-- BEGIN Extracted records --
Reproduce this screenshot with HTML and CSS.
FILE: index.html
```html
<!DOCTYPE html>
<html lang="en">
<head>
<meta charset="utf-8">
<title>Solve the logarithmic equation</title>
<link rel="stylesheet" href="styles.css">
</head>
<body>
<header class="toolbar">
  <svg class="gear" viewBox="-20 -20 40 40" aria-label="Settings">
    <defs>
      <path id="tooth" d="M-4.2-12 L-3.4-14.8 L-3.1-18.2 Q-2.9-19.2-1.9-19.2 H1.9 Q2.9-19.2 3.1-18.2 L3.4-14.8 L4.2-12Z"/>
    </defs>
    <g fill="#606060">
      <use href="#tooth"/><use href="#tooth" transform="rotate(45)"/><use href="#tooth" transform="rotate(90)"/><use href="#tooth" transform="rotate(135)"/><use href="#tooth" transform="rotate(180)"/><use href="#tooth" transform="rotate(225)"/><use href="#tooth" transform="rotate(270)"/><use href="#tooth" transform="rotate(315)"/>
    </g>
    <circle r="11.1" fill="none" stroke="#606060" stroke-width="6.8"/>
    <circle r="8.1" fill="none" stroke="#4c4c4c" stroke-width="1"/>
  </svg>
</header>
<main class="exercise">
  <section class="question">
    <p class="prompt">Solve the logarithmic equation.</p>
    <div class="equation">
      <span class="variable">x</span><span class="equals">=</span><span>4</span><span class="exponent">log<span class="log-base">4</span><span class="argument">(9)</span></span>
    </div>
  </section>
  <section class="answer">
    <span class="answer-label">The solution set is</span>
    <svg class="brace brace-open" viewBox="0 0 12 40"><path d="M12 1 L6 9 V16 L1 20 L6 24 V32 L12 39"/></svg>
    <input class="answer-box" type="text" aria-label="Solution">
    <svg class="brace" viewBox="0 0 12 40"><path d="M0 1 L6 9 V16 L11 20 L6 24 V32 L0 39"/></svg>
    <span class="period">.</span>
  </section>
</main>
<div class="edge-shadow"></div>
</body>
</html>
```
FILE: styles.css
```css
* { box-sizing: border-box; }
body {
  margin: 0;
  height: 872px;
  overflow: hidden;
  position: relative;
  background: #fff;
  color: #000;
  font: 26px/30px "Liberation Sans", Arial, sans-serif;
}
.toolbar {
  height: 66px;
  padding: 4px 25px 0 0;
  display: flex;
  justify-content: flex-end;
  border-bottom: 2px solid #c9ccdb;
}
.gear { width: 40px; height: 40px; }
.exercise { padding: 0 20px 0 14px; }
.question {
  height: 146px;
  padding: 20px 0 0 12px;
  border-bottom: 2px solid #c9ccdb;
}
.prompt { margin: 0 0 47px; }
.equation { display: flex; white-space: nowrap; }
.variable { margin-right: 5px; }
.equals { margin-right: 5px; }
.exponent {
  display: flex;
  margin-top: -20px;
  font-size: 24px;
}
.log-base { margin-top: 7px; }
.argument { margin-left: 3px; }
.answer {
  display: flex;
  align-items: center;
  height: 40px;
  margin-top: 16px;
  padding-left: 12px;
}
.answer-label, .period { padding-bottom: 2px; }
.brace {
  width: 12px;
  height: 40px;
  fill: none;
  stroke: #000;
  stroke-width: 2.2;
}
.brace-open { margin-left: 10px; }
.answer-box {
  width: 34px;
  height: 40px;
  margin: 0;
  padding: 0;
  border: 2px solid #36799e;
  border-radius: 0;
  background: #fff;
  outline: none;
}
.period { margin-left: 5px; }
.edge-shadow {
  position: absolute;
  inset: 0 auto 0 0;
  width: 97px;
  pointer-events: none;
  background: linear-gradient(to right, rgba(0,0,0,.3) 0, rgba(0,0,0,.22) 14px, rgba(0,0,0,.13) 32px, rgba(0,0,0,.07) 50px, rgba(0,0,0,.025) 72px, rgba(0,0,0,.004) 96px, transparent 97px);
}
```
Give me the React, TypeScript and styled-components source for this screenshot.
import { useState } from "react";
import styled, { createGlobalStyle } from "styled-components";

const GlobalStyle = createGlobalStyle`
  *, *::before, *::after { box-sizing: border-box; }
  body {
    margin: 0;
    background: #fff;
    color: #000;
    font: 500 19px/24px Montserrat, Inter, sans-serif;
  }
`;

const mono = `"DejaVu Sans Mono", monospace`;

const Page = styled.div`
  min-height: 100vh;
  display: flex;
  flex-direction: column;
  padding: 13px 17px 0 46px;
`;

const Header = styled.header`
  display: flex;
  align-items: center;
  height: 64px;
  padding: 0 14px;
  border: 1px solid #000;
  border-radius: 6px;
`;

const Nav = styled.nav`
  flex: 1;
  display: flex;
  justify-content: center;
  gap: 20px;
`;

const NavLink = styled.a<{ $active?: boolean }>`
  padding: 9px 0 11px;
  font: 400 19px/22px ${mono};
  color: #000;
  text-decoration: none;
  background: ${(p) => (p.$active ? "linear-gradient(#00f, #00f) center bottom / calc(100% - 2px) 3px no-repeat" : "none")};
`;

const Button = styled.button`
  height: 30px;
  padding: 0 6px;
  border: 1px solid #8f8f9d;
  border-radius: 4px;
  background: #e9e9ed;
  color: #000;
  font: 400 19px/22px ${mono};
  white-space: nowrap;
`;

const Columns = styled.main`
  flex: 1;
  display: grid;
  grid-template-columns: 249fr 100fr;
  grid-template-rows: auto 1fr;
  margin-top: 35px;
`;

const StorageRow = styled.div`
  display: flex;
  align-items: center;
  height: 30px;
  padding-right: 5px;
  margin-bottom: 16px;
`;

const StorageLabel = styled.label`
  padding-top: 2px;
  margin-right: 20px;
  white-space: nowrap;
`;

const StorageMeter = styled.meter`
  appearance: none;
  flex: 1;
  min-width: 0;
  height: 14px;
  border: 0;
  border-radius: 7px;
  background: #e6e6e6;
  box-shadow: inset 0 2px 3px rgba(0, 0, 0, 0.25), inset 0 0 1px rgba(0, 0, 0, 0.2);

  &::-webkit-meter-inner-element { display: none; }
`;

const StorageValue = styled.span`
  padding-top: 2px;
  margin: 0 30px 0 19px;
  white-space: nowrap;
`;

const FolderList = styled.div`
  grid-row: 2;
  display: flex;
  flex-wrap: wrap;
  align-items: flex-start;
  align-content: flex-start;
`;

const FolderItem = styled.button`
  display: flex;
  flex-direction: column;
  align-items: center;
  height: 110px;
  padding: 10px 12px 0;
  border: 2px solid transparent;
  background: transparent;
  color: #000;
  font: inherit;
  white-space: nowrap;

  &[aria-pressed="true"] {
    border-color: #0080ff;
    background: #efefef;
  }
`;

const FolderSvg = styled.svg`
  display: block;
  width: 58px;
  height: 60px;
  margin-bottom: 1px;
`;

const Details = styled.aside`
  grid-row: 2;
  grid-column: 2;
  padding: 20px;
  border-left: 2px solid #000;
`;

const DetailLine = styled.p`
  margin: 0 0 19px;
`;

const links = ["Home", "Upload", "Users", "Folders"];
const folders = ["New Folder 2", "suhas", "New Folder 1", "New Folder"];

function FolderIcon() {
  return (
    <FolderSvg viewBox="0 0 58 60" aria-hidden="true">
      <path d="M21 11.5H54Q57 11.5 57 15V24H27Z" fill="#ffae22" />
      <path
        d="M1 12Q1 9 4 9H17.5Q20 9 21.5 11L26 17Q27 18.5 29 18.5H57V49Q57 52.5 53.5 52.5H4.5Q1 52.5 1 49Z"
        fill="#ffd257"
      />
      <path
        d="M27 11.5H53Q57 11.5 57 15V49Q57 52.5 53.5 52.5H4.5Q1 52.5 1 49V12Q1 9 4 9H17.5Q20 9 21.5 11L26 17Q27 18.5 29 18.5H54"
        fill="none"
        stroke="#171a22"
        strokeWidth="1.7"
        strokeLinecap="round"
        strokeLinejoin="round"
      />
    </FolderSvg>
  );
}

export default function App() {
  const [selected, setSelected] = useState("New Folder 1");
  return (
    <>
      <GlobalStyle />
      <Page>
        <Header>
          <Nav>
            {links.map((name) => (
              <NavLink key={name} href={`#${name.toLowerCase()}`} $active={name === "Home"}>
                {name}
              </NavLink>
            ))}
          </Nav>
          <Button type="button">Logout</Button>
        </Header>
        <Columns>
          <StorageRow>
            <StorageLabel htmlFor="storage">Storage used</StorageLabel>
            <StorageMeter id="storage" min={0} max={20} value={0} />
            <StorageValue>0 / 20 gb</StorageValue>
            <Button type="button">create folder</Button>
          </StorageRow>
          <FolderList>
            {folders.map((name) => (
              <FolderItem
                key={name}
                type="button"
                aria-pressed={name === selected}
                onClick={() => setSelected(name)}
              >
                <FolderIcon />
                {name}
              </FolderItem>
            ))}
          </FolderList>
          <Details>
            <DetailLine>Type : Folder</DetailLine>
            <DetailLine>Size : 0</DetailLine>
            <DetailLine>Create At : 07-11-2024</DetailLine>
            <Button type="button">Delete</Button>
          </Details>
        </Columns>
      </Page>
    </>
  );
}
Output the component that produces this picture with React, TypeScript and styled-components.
-- END Extracted records --
* [Exercise goal] Pick out each line above that includes "TypeScript" and show it.

* [Solution to this exercise]
Give me the React, TypeScript and styled-components source for this screenshot.
Output the component that produces this picture with React, TypeScript and styled-components.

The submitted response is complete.